Print the material below exactly as it stands, please, from its first line to the line holding "import clsx from 'clsx'", with no pictures.

|---|

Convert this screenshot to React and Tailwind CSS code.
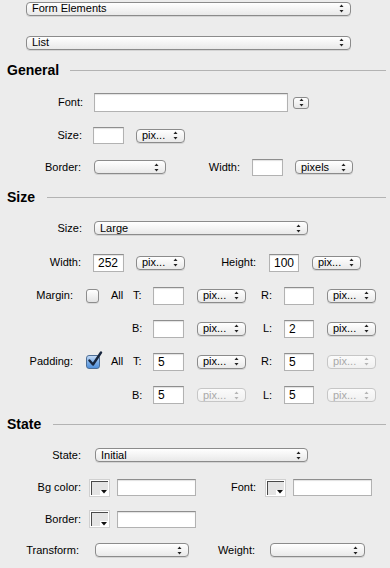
import clsx from 'clsx'

function Arrows({ faded }) {
  return (
    <svg width="5" height="9" viewBox="0 0 5 9" className="shrink-0">
      <path d="M2.5 0.5 L4.5 3 L0.5 3 Z" fill={faded ? '#b4b4b4' : '#222'} />
      <path d="M0.5 6 L4.5 6 L2.5 8.5 Z" fill={faded ? '#b4b4b4' : '#222'} />
    </svg>
  )
}

function Select({ className, label = '', disabled = false }) {
  return (
    <div
      className={clsx(
        'flex h-[14px] shrink-0 items-center justify-between rounded-[4px] border bg-linear-to-b pl-[5px] pr-[6px] text-[11px] leading-none',
        disabled
          ? 'border-[#c6c6c6] from-[#fbfbfb] to-[#f0f0f0] text-[#a9a9a9]'
          : 'border-[#8b8b8b] from-white to-[#e9e9e9] text-black shadow-[0_1px_0_rgba(0,0,0,0.1)]',
        className
      )}
    >
      <span>{label}</span>
      <Arrows faded={disabled} />
    </div>
  )
}

function Field({ className, value = '' }) {
  return (
    <div
      className={clsx(
        'flex shrink-0 items-center border border-[#b2b2b2] border-t-[#8e8e8e] bg-white pl-[4px] text-[12px] leading-none text-black shadow-[inset_0_1px_1px_rgba(0,0,0,0.12)]',
        className
      )}
    >
      {value}
    </div>
  )
}

function Label({ className, children }) {
  return <span className={clsx('shrink-0 text-[11px] leading-none text-black', className)}>{children}</span>
}

function Checkbox({ checked }) {
  if (!checked) {
    return (
      <div className="ml-[13px] h-[14px] w-[13px] shrink-0 rounded-[3px] border border-[#8d8d8d] bg-linear-to-b from-white to-[#e4e4e4] shadow-[0_1px_0_rgba(0,0,0,0.08)]" />
    )
  }
  return (
    <div className="relative ml-[13px] h-[14px] w-[14px] shrink-0 rounded-[3px] border border-[#4e6f97] bg-linear-to-b from-[#c4dbf6] via-[#7fb0e8] to-[#4f8fda]">
      <svg width="16" height="17" viewBox="0 0 16 17" className="absolute -top-[5px] left-[0px]">
        <path d="M2.5 9.5 L6 13.5 L14 1.5" fill="none" stroke="#18263d" strokeWidth="2.4" strokeLinecap="round" strokeLinejoin="round" />
      </svg>
    </div>
  )
}

function Colorwell({ className }) {
  return (
    <div className={clsx('relative h-[18px] w-[21px] shrink-0 border border-[#d0d0d0] bg-white p-[1px]', className)}>
      <div className="h-full w-full border-l border-t border-[#4a4a4a] border-b-[#c8c8c8] border-r-[#c8c8c8] bg-[#e4e4e4]" />
      <div className="absolute bottom-[1px] right-[1px] flex h-[5px] w-[8px] items-center justify-center bg-white">
        <svg width="6" height="4" viewBox="0 0 6 4">
          <path d="M0 0 L6 0 L3 3.5 Z" fill="#111" />
        </svg>
      </div>
    </div>
  )
}

function Heading({ children, gap }) {
  return (
    <div className="flex h-[20px] items-center pl-[7px] pr-[4px]">
      <span className="shrink-0 text-[14px] font-bold leading-none text-black">{children}</span>
      <div className={clsx('h-px flex-1 bg-[#b3b3b3]', gap)} />
    </div>
  )
}

export default function App() {
  return (
    <div className="h-[568px] w-[390px] overflow-hidden bg-[#ececec] font-['Liberation_Sans',Arial,sans-serif]">
      <div className="flex h-[17px] items-center pl-[26px]">
        <Select className="w-[325px]" label="Form Elements" />
      </div>
      <div className="mt-[16px] flex h-[19px] items-center pl-[26px]">
        <Select className="w-[325px]" label="List" />
      </div>

      <div className="mt-[8px]">
        <Heading gap="ml-[11px]">General</Heading>
      </div>

      <div className="mt-[12px] flex h-[21px] items-center">
        <Label className="w-[83px] text-right">Font:</Label>
        <Field className="ml-[11px] h-[19px] w-[194px]" />
        <div className="ml-[5px] flex h-[12px] w-[16px] items-center justify-center rounded-[3px] border border-[#8b8b8b] bg-linear-to-b from-white to-[#e6e6e6]">
          <Arrows />
        </div>
      </div>

      <div className="mt-[12px] flex h-[21px] items-center">
        <Label className="w-[82px] text-right">Size:</Label>
        <Field className="ml-[11px] h-[17px] w-[31px]" />
        <Select className="ml-[12px] w-[49px]" label="pix..." />
      </div>

      <div className="mt-[11px] flex h-[20px] items-center">
        <Label className="w-[81px] text-right">Border:</Label>
        <Select className="ml-[13px] w-[72px]" />
        <Label className="w-[74px] text-right">Width:</Label>
        <Field className="ml-[12px] h-[17px] w-[31px]" />
        <Select className="ml-[12px] w-[58px]" label="pixels" />
      </div>

      <div className="mt-[10px]">
        <Heading gap="ml-[12px]">Size</Heading>
      </div>

      <div className="mt-[11px] flex h-[20px] items-center">
        <Label className="w-[82px] text-right">Size:</Label>
        <Select className="ml-[12px] w-[214px]" label="Large" />
      </div>

      <div className="mt-[14px] flex h-[21px] items-center">
        <Label className="w-[81px] text-right">Width:</Label>
        <Field className="ml-[12px] h-[18px] w-[31px]" value="252" />
        <Select className="ml-[12px] w-[49px]" label="pix..." />
        <Label className="w-[71px] text-right">Height:</Label>
        <Field className="ml-[13px] h-[18px] w-[30px]" value="100" />
        <Select className="ml-[13px] w-[49px]" label="pix..." />
      </div>

      <div className="mt-[12px] flex h-[21px] items-center">
        <Label className="w-[73px] text-right">Margin:</Label>
        <Checkbox />
        <Label className="ml-[12px] w-[22px]">All</Label>
        <Label className="w-[20px]">T:</Label>
        <Field className="h-[18px] w-[31px]" />
        <Select className="ml-[13px] w-[49px]" label="pix..." />
        <Label className="ml-[15px] w-[23px]">R:</Label>
        <Field className="h-[18px] w-[30px]" />
        <Select className="ml-[13px] w-[49px]" label="pix..." />
      </div>

      <div className="mt-[12px] flex h-[21px] items-center">
        <Label className="ml-[132px] w-[21px]">B:</Label>
        <Field className="h-[18px] w-[31px]" />
        <Select className="ml-[13px] w-[49px]" label="pix..." />
        <Label className="ml-[17px] w-[21px]">L:</Label>
        <Field className="h-[18px] w-[30px]" value="2" />
        <Select className="ml-[13px] w-[49px]" label="pix..." />
      </div>

      <div className="mt-[12px] flex h-[21px] items-center">
        <Label className="w-[73px] text-right">Padding:</Label>
        <Checkbox checked />
        <Label className="ml-[11px] w-[22px]">All</Label>
        <Label className="w-[20px]">T:</Label>
        <Field className="h-[18px] w-[31px]" value="5" />
        <Select className="ml-[13px] w-[49px]" label="pix..." />
        <Label className="ml-[15px] w-[23px]">R:</Label>
        <Field className="h-[18px] w-[30px]" value="5" />
        <Select className="ml-[13px] w-[49px]" label="pix..." disabled />
      </div>

      <div className="mt-[13px] flex h-[20px] items-center">
        <Label className="ml-[132px] w-[21px]">B:</Label>
        <Field className="h-[18px] w-[31px]" value="5" />
        <Select className="ml-[13px] w-[49px]" label="pix..." disabled />
        <Label className="ml-[17px] w-[21px]">L:</Label>
        <Field className="h-[18px] w-[30px]" value="5" />
        <Select className="ml-[13px] w-[49px]" label="pix..." disabled />
      </div>

      <div className="mt-[9px]">
        <Heading gap="ml-[12px]">State</Heading>
      </div>

      <div className="mt-[11px] flex h-[20px] items-center">
        <Label className="w-[81px] text-right">State:</Label>
        <Select className="ml-[14px] w-[213px]" label="Initial" />
      </div>

      <div className="mt-[12px] flex h-[21px] items-center">
        <Label className="w-[81px] text-right">Bg color:</Label>
        <Colorwell className="ml-[8px]" />
        <Field className="ml-[7px] h-[17px] w-[79px]" />
        <Label className="w-[60px] text-right">Font:</Label>
        <Colorwell className="ml-[9px]" />
        <Field className="ml-[7px] h-[17px] w-[79px]" />
      </div>

      <div className="mt-[11px] flex h-[20px] items-center">
        <Label className="w-[81px] text-right">Border:</Label>
        <Colorwell className="ml-[8px]" />
        <Field className="ml-[7px] h-[17px] w-[79px]" />
      </div>

      <div className="mt-[11px] flex h-[20px] items-center">
        <Label className="w-[79px] text-right">Transform:</Label>
        <Select className="ml-[16px] w-[94px]" />
        <Label className="w-[66px] text-right">Weight:</Label>
        <Select className="ml-[15px] w-[95px]" />
      </div>
    </div>
  )
}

|---|

**Solution to this problem**
Convert this screenshot to React and Tailwind CSS code.
import clsx from 'clsx'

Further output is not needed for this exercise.